Material >>
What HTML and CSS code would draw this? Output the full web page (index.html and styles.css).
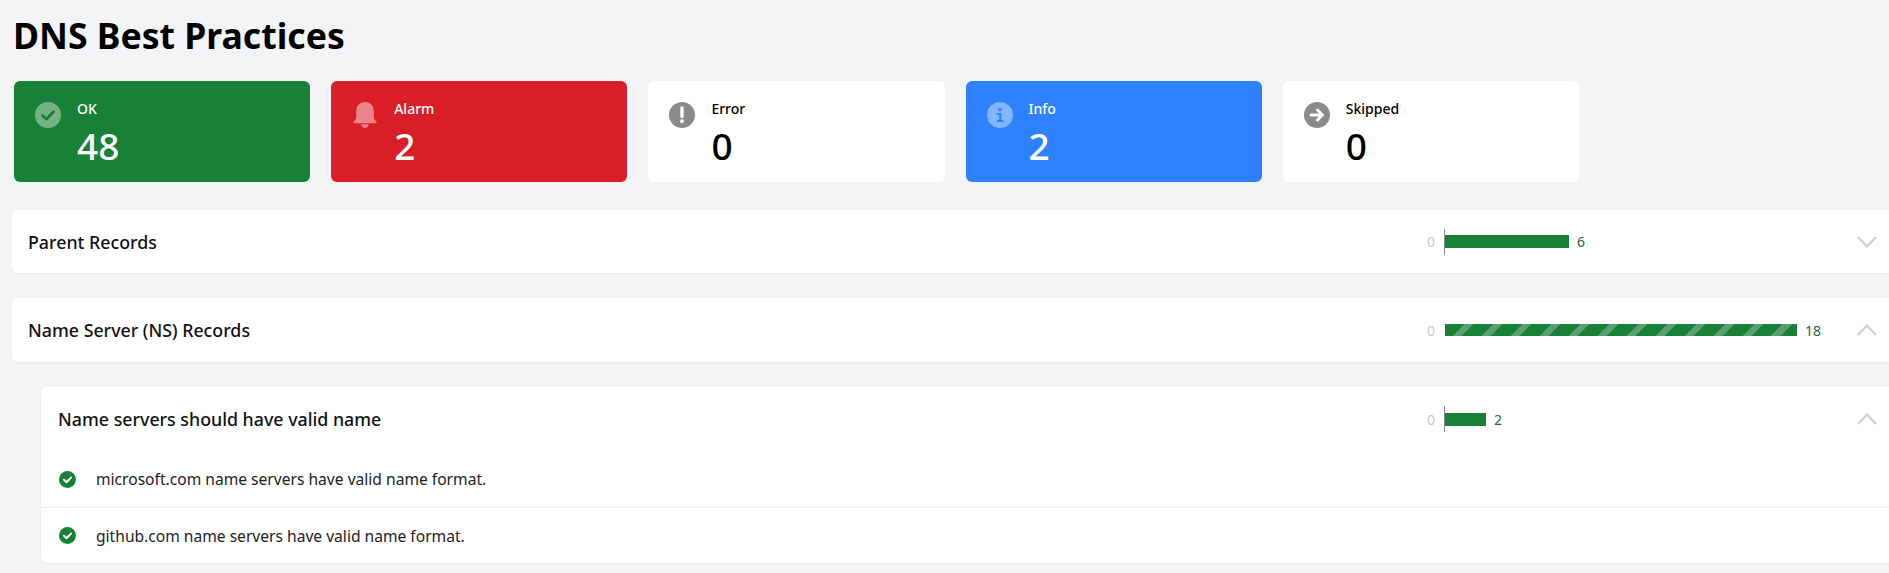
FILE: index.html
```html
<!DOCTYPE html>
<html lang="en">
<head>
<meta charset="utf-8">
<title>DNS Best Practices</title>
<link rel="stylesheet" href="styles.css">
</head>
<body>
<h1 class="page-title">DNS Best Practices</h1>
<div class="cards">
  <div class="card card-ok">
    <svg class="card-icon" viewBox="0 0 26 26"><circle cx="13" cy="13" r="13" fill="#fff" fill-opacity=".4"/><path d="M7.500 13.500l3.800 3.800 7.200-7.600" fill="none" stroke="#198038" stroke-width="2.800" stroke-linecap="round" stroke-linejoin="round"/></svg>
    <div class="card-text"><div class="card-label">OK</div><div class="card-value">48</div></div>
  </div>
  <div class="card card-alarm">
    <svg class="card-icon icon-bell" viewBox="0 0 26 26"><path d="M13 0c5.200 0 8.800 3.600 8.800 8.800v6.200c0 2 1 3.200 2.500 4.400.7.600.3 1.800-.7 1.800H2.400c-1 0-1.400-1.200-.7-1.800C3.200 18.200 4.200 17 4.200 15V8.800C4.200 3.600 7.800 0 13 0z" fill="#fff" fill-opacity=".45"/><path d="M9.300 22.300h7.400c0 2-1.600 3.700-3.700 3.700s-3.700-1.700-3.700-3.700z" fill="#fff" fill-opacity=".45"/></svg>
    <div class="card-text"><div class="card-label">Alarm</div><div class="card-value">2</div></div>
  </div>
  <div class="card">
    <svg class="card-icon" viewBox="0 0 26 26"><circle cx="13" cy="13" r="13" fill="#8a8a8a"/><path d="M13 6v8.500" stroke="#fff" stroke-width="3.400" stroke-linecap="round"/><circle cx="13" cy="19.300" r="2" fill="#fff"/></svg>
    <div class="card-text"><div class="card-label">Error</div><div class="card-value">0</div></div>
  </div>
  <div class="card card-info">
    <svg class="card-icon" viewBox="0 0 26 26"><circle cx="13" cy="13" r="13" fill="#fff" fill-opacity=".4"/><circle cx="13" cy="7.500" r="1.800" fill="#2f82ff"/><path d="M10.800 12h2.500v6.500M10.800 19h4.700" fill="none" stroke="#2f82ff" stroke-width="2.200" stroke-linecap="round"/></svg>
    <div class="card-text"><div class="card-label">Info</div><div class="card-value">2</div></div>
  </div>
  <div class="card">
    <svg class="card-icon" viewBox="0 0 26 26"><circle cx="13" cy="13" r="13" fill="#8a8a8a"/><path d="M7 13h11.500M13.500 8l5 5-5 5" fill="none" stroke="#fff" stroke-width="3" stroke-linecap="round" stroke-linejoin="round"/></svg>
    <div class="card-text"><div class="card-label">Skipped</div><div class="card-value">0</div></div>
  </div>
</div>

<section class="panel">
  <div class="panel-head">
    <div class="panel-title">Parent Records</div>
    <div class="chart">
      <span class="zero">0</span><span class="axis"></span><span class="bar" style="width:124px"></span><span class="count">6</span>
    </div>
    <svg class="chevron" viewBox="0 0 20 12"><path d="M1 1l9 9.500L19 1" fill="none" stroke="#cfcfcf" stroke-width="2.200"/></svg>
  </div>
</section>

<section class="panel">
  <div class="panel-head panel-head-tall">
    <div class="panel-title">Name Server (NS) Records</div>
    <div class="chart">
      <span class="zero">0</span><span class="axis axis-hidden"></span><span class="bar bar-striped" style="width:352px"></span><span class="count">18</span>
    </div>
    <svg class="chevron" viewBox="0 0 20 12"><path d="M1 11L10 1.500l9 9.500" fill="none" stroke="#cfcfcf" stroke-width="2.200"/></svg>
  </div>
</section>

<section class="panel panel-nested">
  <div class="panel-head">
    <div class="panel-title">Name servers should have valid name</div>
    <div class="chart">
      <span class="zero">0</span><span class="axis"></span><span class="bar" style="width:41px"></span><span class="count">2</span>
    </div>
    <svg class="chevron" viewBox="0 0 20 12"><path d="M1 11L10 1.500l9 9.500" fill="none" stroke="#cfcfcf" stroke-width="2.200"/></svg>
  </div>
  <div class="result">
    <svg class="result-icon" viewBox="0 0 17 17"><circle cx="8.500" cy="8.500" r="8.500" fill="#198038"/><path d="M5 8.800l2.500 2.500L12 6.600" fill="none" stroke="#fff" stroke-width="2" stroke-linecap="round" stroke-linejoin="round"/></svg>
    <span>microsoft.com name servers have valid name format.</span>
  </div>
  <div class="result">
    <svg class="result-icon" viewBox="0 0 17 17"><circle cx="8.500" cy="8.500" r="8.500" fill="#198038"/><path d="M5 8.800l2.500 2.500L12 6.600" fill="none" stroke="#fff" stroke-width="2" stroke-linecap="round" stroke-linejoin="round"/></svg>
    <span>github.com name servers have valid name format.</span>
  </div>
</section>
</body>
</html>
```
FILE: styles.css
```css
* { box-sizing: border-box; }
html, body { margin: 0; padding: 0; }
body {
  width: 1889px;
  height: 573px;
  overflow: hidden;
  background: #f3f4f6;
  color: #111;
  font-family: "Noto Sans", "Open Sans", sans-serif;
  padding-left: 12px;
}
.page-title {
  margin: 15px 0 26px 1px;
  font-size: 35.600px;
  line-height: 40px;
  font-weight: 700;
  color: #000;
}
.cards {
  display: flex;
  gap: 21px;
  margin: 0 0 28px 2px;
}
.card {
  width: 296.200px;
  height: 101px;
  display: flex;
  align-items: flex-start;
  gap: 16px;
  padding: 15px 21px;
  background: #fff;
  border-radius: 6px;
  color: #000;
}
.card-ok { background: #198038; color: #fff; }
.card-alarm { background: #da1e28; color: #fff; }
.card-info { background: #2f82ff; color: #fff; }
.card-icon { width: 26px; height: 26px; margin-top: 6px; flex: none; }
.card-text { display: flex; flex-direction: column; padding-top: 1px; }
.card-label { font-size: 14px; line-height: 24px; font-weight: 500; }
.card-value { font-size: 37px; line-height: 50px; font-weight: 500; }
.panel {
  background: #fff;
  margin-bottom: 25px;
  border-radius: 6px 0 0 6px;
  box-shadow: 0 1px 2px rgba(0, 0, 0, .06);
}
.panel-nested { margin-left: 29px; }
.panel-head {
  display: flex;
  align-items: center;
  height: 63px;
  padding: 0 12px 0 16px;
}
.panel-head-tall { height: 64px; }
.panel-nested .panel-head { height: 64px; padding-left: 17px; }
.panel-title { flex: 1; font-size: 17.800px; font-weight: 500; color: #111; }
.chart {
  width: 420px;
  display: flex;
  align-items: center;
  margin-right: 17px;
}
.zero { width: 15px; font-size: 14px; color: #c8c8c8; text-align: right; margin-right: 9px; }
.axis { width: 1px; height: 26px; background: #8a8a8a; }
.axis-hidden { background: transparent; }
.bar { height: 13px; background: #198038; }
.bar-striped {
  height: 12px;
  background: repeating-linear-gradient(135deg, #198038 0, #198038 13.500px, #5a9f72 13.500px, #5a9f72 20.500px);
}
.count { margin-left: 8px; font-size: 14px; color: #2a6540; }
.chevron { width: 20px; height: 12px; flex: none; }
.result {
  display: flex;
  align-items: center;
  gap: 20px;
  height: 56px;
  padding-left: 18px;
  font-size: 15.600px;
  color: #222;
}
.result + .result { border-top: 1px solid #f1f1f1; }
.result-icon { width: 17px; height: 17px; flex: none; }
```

--

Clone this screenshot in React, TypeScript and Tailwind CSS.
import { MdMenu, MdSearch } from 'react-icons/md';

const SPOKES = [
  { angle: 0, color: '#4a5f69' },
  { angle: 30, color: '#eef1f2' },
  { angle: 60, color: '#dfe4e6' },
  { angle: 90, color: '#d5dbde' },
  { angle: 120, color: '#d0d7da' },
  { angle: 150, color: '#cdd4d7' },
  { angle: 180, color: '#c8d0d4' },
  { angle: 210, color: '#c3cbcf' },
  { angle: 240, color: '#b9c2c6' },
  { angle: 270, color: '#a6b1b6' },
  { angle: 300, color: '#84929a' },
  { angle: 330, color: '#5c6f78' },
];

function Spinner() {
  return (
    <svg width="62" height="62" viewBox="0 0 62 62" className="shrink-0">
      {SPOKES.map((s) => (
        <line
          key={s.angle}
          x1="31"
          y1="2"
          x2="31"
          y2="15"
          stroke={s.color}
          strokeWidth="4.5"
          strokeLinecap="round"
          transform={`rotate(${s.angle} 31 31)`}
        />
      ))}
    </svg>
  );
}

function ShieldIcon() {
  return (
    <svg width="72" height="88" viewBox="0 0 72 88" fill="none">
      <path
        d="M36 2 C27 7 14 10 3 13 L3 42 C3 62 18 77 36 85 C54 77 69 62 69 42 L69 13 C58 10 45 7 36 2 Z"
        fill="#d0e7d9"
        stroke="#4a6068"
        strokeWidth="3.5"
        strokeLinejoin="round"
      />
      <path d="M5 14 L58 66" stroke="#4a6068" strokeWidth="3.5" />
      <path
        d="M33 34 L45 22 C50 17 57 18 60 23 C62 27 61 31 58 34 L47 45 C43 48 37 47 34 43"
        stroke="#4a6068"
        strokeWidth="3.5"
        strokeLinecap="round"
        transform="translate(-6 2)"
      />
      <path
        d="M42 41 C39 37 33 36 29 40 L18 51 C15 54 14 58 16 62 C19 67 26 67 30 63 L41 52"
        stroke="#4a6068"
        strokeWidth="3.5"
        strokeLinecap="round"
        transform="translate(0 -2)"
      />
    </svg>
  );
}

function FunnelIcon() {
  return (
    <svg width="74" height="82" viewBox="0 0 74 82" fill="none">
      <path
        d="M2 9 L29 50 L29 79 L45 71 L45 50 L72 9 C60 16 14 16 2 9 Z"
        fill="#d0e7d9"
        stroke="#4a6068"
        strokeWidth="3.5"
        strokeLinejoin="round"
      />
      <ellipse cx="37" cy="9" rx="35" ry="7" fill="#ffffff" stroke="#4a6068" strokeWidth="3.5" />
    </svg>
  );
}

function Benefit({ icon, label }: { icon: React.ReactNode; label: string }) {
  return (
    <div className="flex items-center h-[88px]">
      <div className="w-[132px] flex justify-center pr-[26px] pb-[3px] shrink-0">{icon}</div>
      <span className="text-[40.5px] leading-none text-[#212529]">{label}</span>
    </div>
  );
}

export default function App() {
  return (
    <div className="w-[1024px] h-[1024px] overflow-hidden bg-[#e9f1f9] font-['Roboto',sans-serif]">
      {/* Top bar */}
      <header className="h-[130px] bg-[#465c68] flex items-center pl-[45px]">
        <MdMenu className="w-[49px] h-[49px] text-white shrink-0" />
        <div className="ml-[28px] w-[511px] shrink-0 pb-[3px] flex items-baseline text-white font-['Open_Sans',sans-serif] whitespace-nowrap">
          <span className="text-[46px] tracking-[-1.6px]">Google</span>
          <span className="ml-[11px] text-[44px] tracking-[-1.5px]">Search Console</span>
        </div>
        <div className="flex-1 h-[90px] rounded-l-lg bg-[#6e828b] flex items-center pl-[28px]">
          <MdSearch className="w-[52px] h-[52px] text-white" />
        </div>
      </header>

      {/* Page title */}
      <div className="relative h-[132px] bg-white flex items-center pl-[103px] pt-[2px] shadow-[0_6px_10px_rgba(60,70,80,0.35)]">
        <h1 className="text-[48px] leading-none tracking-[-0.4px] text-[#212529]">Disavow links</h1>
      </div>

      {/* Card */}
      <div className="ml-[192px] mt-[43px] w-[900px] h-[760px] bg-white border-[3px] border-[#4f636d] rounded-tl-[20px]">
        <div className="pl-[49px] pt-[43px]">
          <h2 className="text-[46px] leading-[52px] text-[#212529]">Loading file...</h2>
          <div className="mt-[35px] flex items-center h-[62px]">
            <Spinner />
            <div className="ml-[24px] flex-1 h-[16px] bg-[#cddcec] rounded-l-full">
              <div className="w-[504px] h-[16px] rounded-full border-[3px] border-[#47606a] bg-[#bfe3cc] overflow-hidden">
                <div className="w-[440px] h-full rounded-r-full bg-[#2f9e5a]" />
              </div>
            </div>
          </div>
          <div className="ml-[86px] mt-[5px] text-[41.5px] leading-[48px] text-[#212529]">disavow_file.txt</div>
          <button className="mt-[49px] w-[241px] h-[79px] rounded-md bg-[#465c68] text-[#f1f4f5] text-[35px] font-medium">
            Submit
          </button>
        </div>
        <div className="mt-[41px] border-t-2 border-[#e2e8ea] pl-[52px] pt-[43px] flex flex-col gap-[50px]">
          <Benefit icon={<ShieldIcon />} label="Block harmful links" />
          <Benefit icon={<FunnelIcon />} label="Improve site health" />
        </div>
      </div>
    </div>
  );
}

Required work >> Check each line of the records for "index" and copy the ones that contain it.

Result of this task >>
What HTML and CSS code would draw this? Output the full web page (index.html and styles.css).
FILE: index.html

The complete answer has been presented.